Klimaforscher: Hurrikans wie «Melissa» werden wahrscheinlicher

Einer Analyse von Klimaforschern zufolge hat die Erderwärmung die Wahrscheinlichkeit für einen zerstörerischen Hurrikan wie «Melissa» um etwa das Vierfache erhöht. Eine Forschungsgruppe am Imperial College London berechnete, dass der Klimawandel einen Sturm dieser Stärke nicht nur rund viermal wahrscheinlicher gemacht, sondern auch seine Windgeschwindigkeit um etwa sieben Prozent erhöht hat.

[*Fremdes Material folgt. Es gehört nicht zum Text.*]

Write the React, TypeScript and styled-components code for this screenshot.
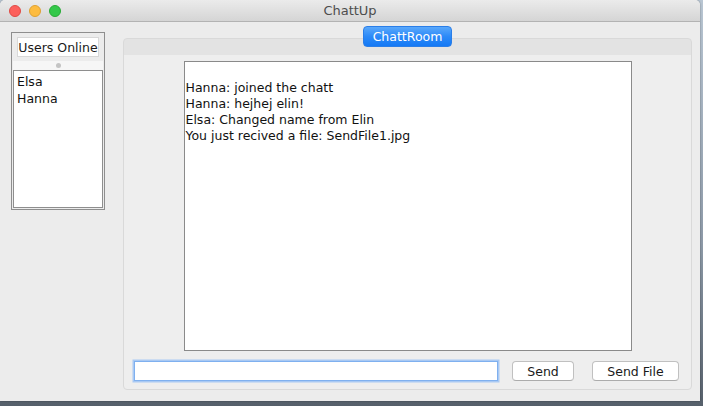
import React from "react";
import styled, { createGlobalStyle } from "styled-components";

const Global = createGlobalStyle`
  html, body { margin: 0; padding: 0; }
  body {
    width: 703px;
    height: 406px;
    overflow: hidden;
    background: linear-gradient(180deg, #b9c6d3 0%, #8d9aa8 60%, #56606b 100%);
    font-family: "DejaVu Sans", "Liberation Sans", sans-serif;
  }
`;

const Window = styled.div`
  width: 700px;
  height: 401px;
  background: #ececec;
  border-radius: 5px 5px 0 0;
  display: flex;
  flex-direction: column;
  overflow: hidden;
  box-shadow: 0 0 2px rgba(0, 0, 0, 0.4);
`;

const TitleBar = styled.div`
  height: 22px;
  flex: none;
  box-sizing: border-box;
  border-bottom: 1px solid #b3b3b3;
  background: linear-gradient(180deg, #ebebeb 0%, #d5d5d5 100%);
  display: flex;
  align-items: center;
  position: relative;
`;

const Lights = styled.div`
  display: flex;
  gap: 8px;
  padding-left: 9px;
`;

const Light = styled.span<{ $c: string; $b: string }>`
  width: 12px;
  height: 12px;
  border-radius: 50%;
  background: ${(p) => p.$c};
  box-sizing: border-box;
  border: 1px solid ${(p) => p.$b};
`;

const Title = styled.div`
  position: absolute;
  left: 0;
  right: 0;
  text-align: center;
  font-size: 13px;
  color: #4d4d4d;
  pointer-events: none;
`;

const Body = styled.div`
  flex: 1;
  display: flex;
  align-items: flex-start;
  padding: 4px 8px 11px 11px;
  gap: 18px;
  min-height: 0;
`;

const Sidebar = styled.div`
  margin-top: 6px;
  width: 94px;
  height: 178px;
  box-sizing: border-box;
  border: 1px solid #8e8e8e;
  display: flex;
  flex-direction: column;
  align-items: stretch;
  padding: 4px 1px 1px 1px;
`;

const HeaderButton = styled.div`
  margin: 0 4px;
  height: 20px;
  box-sizing: border-box;
  background: #fff;
  border: 1px solid #d8d8d8;
  font-size: 12.5px;
  color: #1a1a1a;
  display: flex;
  align-items: center;
  justify-content: center;
  white-space: nowrap;
`;

const Divider = styled.div`
  height: 9px;
  margin-top: 4px;
  background: #f6f6f6;
  display: flex;
  align-items: center;
  justify-content: center;
`;

const Dot = styled.span`
  width: 5px;
  height: 5px;
  border-radius: 50%;
  background: #c4c4c4;
`;

const UserList = styled.div`
  flex: 1;
  box-sizing: border-box;
  background: #fff;
  border: 1px solid #8e8e8e;
  padding: 2px 3px;
  font-size: 12.5px;
  line-height: 17px;
  color: #111;
`;

const TabArea = styled.div`
  flex: 1;
  height: 100%;
  display: flex;
  flex-direction: column;
  align-items: center;
`;

const Tab = styled.div`
  position: relative;
  z-index: 1;
  width: 89px;
  height: 21px;
  box-sizing: border-box;
  margin-bottom: -9px;
  border-radius: 4px;
  background: linear-gradient(180deg, #5aa8fb 0%, #2c8af8 50%, #1479f5 100%);
  border: 1px solid #2a7ee8;
  color: #fff;
  font-size: 12.5px;
  display: flex;
  align-items: center;
  justify-content: center;
`;

const Panel = styled.div`
  align-self: stretch;
  flex: 1;
  box-sizing: border-box;
  border: 1px solid #d9d9d9;
  border-radius: 4px;
  background: linear-gradient(180deg, #e3e3e3 0, #e3e3e3 16px, #eeeeee 16px);
  padding: 22px 0 6px 0;
  display: flex;
  flex-direction: column;
  align-items: center;
`;

const ChatLog = styled.div`
  width: 448px;
  height: 290px;
  box-sizing: border-box;
  background: #fff;
  border: 1px solid #8a8a8a;
  padding: 2px 0 0 1px;
  font-size: 12.5px;
  line-height: 16px;
  color: #111;
  white-space: pre;
`;

const InputRow = styled.div`
  align-self: stretch;
  display: flex;
  align-items: center;
  margin-top: 10px;
  padding: 0 12px 0 10px;
`;

const MessageInput = styled.input`
  width: 364px;
  height: 20px;
  box-sizing: border-box;
  border: 1px solid #7fb0ef;
  box-shadow: 0 0 0 1.5px #a9c9f3;
  outline: none;
  background: #fff;
  margin-right: 14px;
`;

const Button = styled.button<{ $w: number; $gap?: number }>`
  width: ${(p) => p.$w}px;
  height: 20px;
  box-sizing: border-box;
  border: 1px solid #c0c0c0;
  border-bottom-color: #acacac;
  border-radius: 4px;
  background: #fff;
  font-family: inherit;
  font-size: 12.5px;
  color: #1a1a1a;
  padding: 0;
  margin-right: ${(p) => p.$gap ?? 0}px;
`;

const lines = [
  "",
  "Hanna: joined the chatt",
  "Hanna: hejhej elin!",
  "Elsa: Changed name from Elin",
  "You just recived a file: SendFile1.jpg",
];

export default function App() {
  return (
    <>
      <Global />
      <Window>
        <TitleBar>
          <Lights>
            <Light $c="#fc605c" $b="#de4a45" />
            <Light $c="#fdbc40" $b="#dea132" />
            <Light $c="#34c84a" $b="#27aa35" />
          </Lights>
          <Title>ChattUp</Title>
        </TitleBar>
        <Body>
          <Sidebar>
            <HeaderButton>Users Online</HeaderButton>
            <Divider>
              <Dot />
            </Divider>
            <UserList>
              <div>Elsa</div>
              <div>Hanna</div>
            </UserList>
          </Sidebar>
          <TabArea>
            <Tab>ChattRoom</Tab>
            <Panel>
              <ChatLog>{lines.join("\n")}</ChatLog>
              <InputRow>
                <MessageInput />
                <Button $w={62} $gap={18}>Send</Button>
                <Button $w={87}>Send File</Button>
              </InputRow>
            </Panel>
          </TabArea>
        </Body>
      </Window>
    </>
  );
}
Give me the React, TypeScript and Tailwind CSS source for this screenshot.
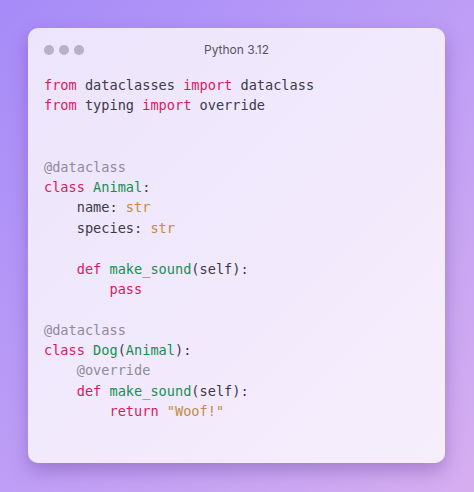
const kw = "text-[#d81b60]";
const fn = "text-[#16904f]";
const ty = "text-[#c28a45]";
const dec = "text-[#8e8b9a]";

type Tok = [string, string?];

const lines: Tok[][] = [
  [["from", kw], [" dataclasses "], ["import", kw], [" dataclass"]],
  [["from", kw], [" typing "], ["import", kw], [" override"]],
  [],
  [],
  [["@dataclass", dec]],
  [["class", kw], [" "], ["Animal", fn], [":"]],
  [["    name: "], ["str", ty]],
  [["    species: "], ["str", ty]],
  [],
  [["    "], ["def", kw], [" "], ["make_sound", fn], ["(self):"]],
  [["        "], ["pass", kw]],
  [],
  [["@dataclass", dec]],
  [["class", kw], [" "], ["Dog", fn], ["("], ["Animal", fn], ["):"]],
  [["    "], ["@override", dec]],
  [["    "], ["def", kw], [" "], ["make_sound", fn], ["(self):"]],
  [["        "], ["return", kw], [" "], ['"Woof!"', ty]],
];

export default function App() {
  return (
    <div className="w-[474px] h-[492px] bg-[linear-gradient(135deg,#a68bf8_0%,#bb9cf6_45%,#d6aef0_100%)] p-[28px] pr-[29px] pb-[29px]">
      <div className="h-full rounded-[10px] bg-[linear-gradient(135deg,#ece5fb_0%,#f1e9fc_50%,#f7eefc_100%)] shadow-[0_8px_18px_rgba(90,50,140,0.35)] px-[16px] pt-[43px] relative">
        <div className="absolute left-[16px] top-[16px] right-[16px] h-[12px] flex items-center">
          <div className="flex gap-[5px]">
            <span className="w-[10px] h-[10px] rounded-full bg-[#b5b1c6]" />
            <span className="w-[10px] h-[10px] rounded-full bg-[#b5b1c6]" />
            <span className="w-[10px] h-[10px] rounded-full bg-[#b5b1c6]" />
          </div>
        </div>
        <div className="absolute left-0 right-0 top-[15px] text-center text-[12px] leading-[14px] text-[#57545f] font-['Inter','Noto_Sans',sans-serif]">
          Python 3.12
        </div>
        <pre className="mt-[4px] font-['DejaVu_Sans_Mono','Liberation_Mono',monospace] text-[13.6px] leading-[20.4px] text-[#3b3a48]">
          {lines.map((l, i) => (
            <div key={i} className="h-[20.4px]">
              {l.map(([t, c], j) => (
                <span key={j} className={c}>
                  {t}
                </span>
              ))}
            </div>
          ))}
        </pre>
      </div>
    </div>
  );
}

Die Forschenden modellierten anhand von Klimadaten, dass ein Hurrikan wie «Melissa» in einem Szenario ohne Erderwärmung nur etwa alle 8.000 Jahre auf Jamaika getroffen wäre. Heute, auf einer bereits um etwa 1,3 Grad erwärmten Erde, sei ein solches Ereignis etwa alle 1.700 Jahre zu erwarten. «Der menschengemachte Klimawandel hat Hurrikan Melissa eindeutig stärker und zerstörerischer gemacht», sagte Institutsdirektor Ralf Toumi einer Mitteilung zufolge.